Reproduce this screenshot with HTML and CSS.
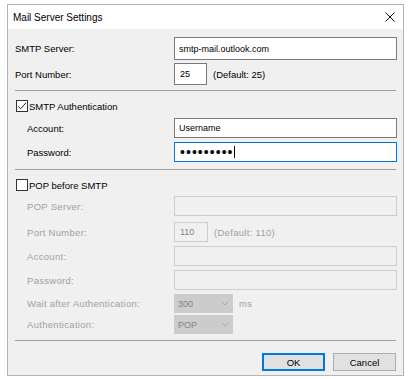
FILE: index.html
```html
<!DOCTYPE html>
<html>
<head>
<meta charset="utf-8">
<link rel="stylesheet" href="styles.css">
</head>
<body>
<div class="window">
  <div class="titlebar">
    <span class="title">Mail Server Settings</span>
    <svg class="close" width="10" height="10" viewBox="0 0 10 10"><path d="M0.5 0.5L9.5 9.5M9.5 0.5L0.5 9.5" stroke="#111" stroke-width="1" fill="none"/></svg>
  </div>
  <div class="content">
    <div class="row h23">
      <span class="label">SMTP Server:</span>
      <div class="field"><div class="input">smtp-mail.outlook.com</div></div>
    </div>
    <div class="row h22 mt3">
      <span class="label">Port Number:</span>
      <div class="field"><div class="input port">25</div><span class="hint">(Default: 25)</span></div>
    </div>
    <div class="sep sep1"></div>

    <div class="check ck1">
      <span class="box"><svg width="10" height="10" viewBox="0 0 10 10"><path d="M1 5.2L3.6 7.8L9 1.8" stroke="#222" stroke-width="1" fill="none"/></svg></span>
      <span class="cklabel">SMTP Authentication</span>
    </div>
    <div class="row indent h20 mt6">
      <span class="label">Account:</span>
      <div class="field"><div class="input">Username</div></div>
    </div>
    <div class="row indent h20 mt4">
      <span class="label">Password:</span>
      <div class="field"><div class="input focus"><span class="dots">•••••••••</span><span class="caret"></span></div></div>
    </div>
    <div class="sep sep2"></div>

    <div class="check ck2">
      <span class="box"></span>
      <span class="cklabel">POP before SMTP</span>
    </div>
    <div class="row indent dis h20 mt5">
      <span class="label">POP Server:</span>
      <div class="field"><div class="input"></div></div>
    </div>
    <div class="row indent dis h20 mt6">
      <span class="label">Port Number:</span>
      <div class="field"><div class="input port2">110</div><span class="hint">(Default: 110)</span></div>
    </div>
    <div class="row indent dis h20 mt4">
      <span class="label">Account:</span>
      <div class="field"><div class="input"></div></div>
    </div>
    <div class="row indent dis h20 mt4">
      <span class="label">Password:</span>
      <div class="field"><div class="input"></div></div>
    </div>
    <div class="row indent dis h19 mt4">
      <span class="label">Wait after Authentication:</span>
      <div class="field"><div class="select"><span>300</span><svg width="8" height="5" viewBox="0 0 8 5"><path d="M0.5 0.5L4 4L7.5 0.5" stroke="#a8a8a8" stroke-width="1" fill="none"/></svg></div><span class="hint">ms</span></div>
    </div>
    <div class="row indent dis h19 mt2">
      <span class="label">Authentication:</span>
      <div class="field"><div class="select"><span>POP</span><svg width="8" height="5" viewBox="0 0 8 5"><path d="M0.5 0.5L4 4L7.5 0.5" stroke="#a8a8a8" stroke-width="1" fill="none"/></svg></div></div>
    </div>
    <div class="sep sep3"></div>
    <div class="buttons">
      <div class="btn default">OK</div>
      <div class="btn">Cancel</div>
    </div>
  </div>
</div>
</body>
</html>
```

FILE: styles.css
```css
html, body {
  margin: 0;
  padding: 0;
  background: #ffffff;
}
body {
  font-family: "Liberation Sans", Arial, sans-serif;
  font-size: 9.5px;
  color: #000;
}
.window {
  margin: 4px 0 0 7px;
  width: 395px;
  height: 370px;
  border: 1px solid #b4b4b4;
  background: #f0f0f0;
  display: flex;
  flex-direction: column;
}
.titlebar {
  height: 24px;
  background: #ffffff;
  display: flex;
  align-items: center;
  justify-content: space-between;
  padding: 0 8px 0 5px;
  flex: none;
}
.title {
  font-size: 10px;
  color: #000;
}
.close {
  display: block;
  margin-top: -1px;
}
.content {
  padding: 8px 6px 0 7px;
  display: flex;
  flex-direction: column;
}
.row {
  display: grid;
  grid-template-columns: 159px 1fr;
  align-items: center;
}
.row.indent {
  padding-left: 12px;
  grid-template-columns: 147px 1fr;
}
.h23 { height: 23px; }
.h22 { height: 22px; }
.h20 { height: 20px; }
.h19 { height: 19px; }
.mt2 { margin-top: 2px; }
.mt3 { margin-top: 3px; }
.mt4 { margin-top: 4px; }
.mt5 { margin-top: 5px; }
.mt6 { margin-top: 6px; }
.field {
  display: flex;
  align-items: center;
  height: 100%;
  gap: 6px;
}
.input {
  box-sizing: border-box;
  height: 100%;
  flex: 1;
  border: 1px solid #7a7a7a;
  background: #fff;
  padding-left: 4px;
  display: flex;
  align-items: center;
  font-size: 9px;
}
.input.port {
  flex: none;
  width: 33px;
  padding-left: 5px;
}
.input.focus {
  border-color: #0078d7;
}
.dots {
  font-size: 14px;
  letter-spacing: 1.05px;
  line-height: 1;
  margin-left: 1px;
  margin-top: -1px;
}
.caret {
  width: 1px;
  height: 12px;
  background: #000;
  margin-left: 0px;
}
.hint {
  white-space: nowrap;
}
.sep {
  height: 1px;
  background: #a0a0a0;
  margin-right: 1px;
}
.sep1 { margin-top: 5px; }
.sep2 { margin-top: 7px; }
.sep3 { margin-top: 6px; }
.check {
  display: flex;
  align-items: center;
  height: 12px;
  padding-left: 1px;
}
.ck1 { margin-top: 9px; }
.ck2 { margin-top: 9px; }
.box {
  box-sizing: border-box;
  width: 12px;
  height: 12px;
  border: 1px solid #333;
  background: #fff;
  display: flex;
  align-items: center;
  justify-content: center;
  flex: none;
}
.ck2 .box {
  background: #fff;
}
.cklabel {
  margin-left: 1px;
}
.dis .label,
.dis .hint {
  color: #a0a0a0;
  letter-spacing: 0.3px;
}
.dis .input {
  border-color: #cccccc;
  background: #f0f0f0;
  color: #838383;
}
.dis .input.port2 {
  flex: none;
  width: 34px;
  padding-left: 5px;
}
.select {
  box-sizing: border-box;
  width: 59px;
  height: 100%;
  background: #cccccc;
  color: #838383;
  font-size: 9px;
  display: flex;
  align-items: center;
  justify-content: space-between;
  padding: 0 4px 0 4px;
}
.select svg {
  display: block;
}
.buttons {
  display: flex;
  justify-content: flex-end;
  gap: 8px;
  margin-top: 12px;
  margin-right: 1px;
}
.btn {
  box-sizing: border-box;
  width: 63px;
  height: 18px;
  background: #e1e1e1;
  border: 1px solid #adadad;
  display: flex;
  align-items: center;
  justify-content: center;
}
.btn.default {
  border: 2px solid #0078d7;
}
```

YOUR GOAL: Leaving out the pictures, repeat the data above exactly.

EXPECTED OUTPUT:
Reproduce this screenshot with HTML and CSS.
FILE: index.html
```html
<!DOCTYPE html>
<html>
<head>
<meta charset="utf-8">
<link rel="stylesheet" href="styles.css">
</head>
<body>
<div class="window">
  <div class="titlebar">
    <span class="title">Mail Server Settings</span>
    <svg class="close" width="10" height="10" viewBox="0 0 10 10"><path d="M0.5 0.5L9.5 9.5M9.5 0.5L0.5 9.5" stroke="#111" stroke-width="1" fill="none"/></svg>
  </div>
  <div class="content">
    <div class="row h23">
      <span class="label">SMTP Server:</span>
      <div class="field"><div class="input">smtp-mail.outlook.com</div></div>
    </div>
    <div class="row h22 mt3">
      <span class="label">Port Number:</span>
      <div class="field"><div class="input port">25</div><span class="hint">(Default: 25)</span></div>
    </div>
    <div class="sep sep1"></div>

    <div class="check ck1">
      <span class="box"><svg width="10" height="10" viewBox="0 0 10 10"><path d="M1 5.2L3.6 7.8L9 1.8" stroke="#222" stroke-width="1" fill="none"/></svg></span>
      <span class="cklabel">SMTP Authentication</span>
    </div>
    <div class="row indent h20 mt6">
      <span class="label">Account:</span>
      <div class="field"><div class="input">Username</div></div>
    </div>
    <div class="row indent h20 mt4">
      <span class="label">Password:</span>
      <div class="field"><div class="input focus"><span class="dots">•••••••••</span><span class="caret"></span></div></div>
    </div>
    <div class="sep sep2"></div>

    <div class="check ck2">
      <span class="box"></span>
      <span class="cklabel">POP before SMTP</span>
    </div>
    <div class="row indent dis h20 mt5">
      <span class="label">POP Server:</span>
      <div class="field"><div class="input"></div></div>
    </div>
    <div class="row indent dis h20 mt6">
      <span class="label">Port Number:</span>
      <div class="field"><div class="input port2">110</div><span class="hint">(Default: 110)</span></div>
    </div>
    <div class="row indent dis h20 mt4">
      <span class="label">Account:</span>
      <div class="field"><div class="input"></div></div>
    </div>
    <div class="row indent dis h20 mt4">
      <span class="label">Password:</span>
      <div class="field"><div class="input"></div></div>
    </div>
    <div class="row indent dis h19 mt4">
      <span class="label">Wait after Authentication:</span>
      <div class="field"><div class="select"><span>300</span><svg width="8" height="5" viewBox="0 0 8 5"><path d="M0.5 0.5L4 4L7.5 0.5" stroke="#a8a8a8" stroke-width="1" fill="none"/></svg></div><span class="hint">ms</span></div>
    </div>
    <div class="row indent dis h19 mt2">
      <span class="label">Authentication:</span>
      <div class="field"><div class="select"><span>POP</span><svg width="8" height="5" viewBox="0 0 8 5"><path d="M0.5 0.5L4 4L7.5 0.5" stroke="#a8a8a8" stroke-width="1" fill="none"/></svg></div></div>
    </div>
    <div class="sep sep3"></div>
    <div class="buttons">
      <div class="btn default">OK</div>
      <div class="btn">Cancel</div>
    </div>
  </div>
</div>
</body>
</html>
```

FILE: styles.css
```css
html, body {
  margin: 0;
  padding: 0;
  background: #ffffff;
}
body {
  font-family: "Liberation Sans", Arial, sans-serif;
  font-size: 9.5px;
  color: #000;
}
.window {
  margin: 4px 0 0 7px;
  width: 395px;
  height: 370px;
  border: 1px solid #b4b4b4;
  background: #f0f0f0;
  display: flex;
  flex-direction: column;
}
.titlebar {
  height: 24px;
  background: #ffffff;
  display: flex;
  align-items: center;
  justify-content: space-between;
  padding: 0 8px 0 5px;
  flex: none;
}
.title {
  font-size: 10px;
  color: #000;
}
.close {
  display: block;
  margin-top: -1px;
}
.content {
  padding: 8px 6px 0 7px;
  display: flex;
  flex-direction: column;
}
.row {
  display: grid;
  grid-template-columns: 159px 1fr;
  align-items: center;
}
.row.indent {
  padding-left: 12px;
  grid-template-columns: 147px 1fr;
}
.h23 { height: 23px; }
.h22 { height: 22px; }
.h20 { height: 20px; }
.h19 { height: 19px; }
.mt2 { margin-top: 2px; }
.mt3 { margin-top: 3px; }
.mt4 { margin-top: 4px; }
.mt5 { margin-top: 5px; }
.mt6 { margin-top: 6px; }
.field {
  display: flex;
  align-items: center;
  height: 100%;
  gap: 6px;
}
.input {
  box-sizing: border-box;
  height: 100%;
  flex: 1;
  border: 1px solid #7a7a7a;
  background: #fff;
  padding-left: 4px;
  display: flex;
  align-items: center;
  font-size: 9px;
}
.input.port {
  flex: none;
  width: 33px;
  padding-left: 5px;
}
.input.focus {
  border-color: #0078d7;
}
.dots {
  font-size: 14px;
  letter-spacing: 1.05px;
  line-height: 1;
  margin-left: 1px;
  margin-top: -1px;
}
.caret {
  width: 1px;
  height: 12px;
  background: #000;
  margin-left: 0px;
}
.hint {
  white-space: nowrap;
}
.sep {
  height: 1px;
  background: #a0a0a0;
  margin-right: 1px;
}
.sep1 { margin-top: 5px; }
.sep2 { margin-top: 7px; }
.sep3 { margin-top: 6px; }
.check {
  display: flex;
  align-items: center;
  height: 12px;
  padding-left: 1px;
}
.ck1 { margin-top: 9px; }
.ck2 { margin-top: 9px; }
.box {
  box-sizing: border-box;
  width: 12px;
  height: 12px;
  border: 1px solid #333;
  background: #fff;
  display: flex;
  align-items: center;
  justify-content: center;
  flex: none;
}
.ck2 .box {
  background: #fff;
}
.cklabel {
  margin-left: 1px;
}
.dis .label,
.dis .hint {
  color: #a0a0a0;
  letter-spacing: 0.3px;
}
.dis .input {
  border-color: #cccccc;
  background: #f0f0f0;
  color: #838383;
}
.dis .input.port2 {
  flex: none;
  width: 34px;
  padding-left: 5px;
}
.select {
  box-sizing: border-box;
  width: 59px;
  height: 100%;
  background: #cccccc;
  color: #838383;
  font-size: 9px;
  display: flex;
  align-items: center;
  justify-content: space-between;
  padding: 0 4px 0 4px;
}
.select svg {
  display: block;
}
.buttons {
  display: flex;
  justify-content: flex-end;
  gap: 8px;
  margin-top: 12px;
  margin-right: 1px;
}
.btn {
  box-sizing: border-box;
  width: 63px;
  height: 18px;
  background: #e1e1e1;
  border: 1px solid #adadad;
  display: flex;
  align-items: center;
  justify-content: center;
}
.btn.default {
  border: 2px solid #0078d7;
}
```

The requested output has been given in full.